Understanding and monitoring lag is essential for evaluating consumer performance. High lag values may indicate that the consumer cannot keep up with the message production rate, potentially leading to back pressure or delayed processing.

To enhance monitoring and troubleshooting, you can integrate Kafka with advanced tools like:

Prometheus: For collecting real-time metrics on consumer lag, throughput, and broker performance.
Grafana: For visualizing Kafka metrics through dashboards, helping you identify patterns, trends, and anomalies.
Confluent Control Center: A UI-based tool to monitor consumer group offsets, analyse lag and track message flow across topics.

Additionally, you can automate lag monitoring and set up alerts to notify you when consumer lag exceeds acceptable thresholds.
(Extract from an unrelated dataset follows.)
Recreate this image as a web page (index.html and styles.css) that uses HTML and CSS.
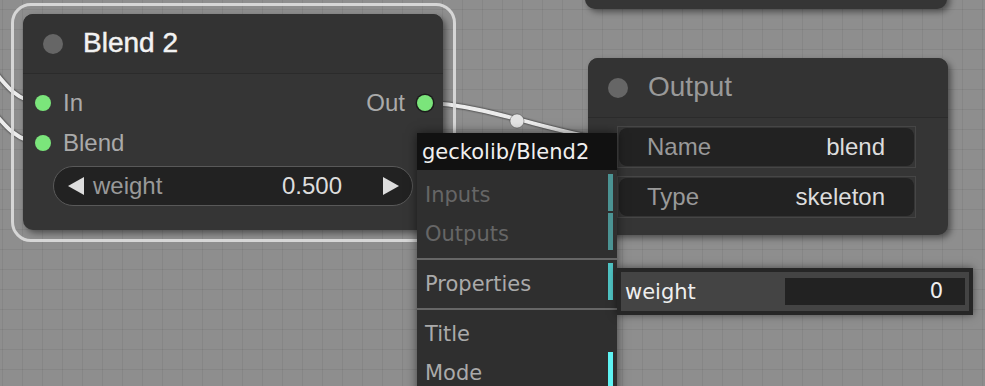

This proactive approach ensures that you can address issues promptly, maintaining system reliability and performance.

5. Conclusion

Kafka consumer offsets are vital for reliable message processing in distributed systems. By configuring offsets appropriately and utilizing tools to monitor and manage them, you can optimize Kafka consumer performance and ensure data integrity.

5.1 Key Takeaways

Understanding and managing Kafka consumer offsets effectively involves several best practices:

Understand the difference between committed offsets (stored in Kafka and used for resuming processing) and current offsets (tracked in memory by the consumer during processing).
Decide between manual and automatic offset management based on the complexity and reliability requirements of your use case. Manual management provides greater control, while automatic management is simpler but less flexible.
Monitor consumer lag regularly to identify potential bottlenecks, ensure consumers are keeping up with incoming messages, and maintain scalability in high-throughput environments.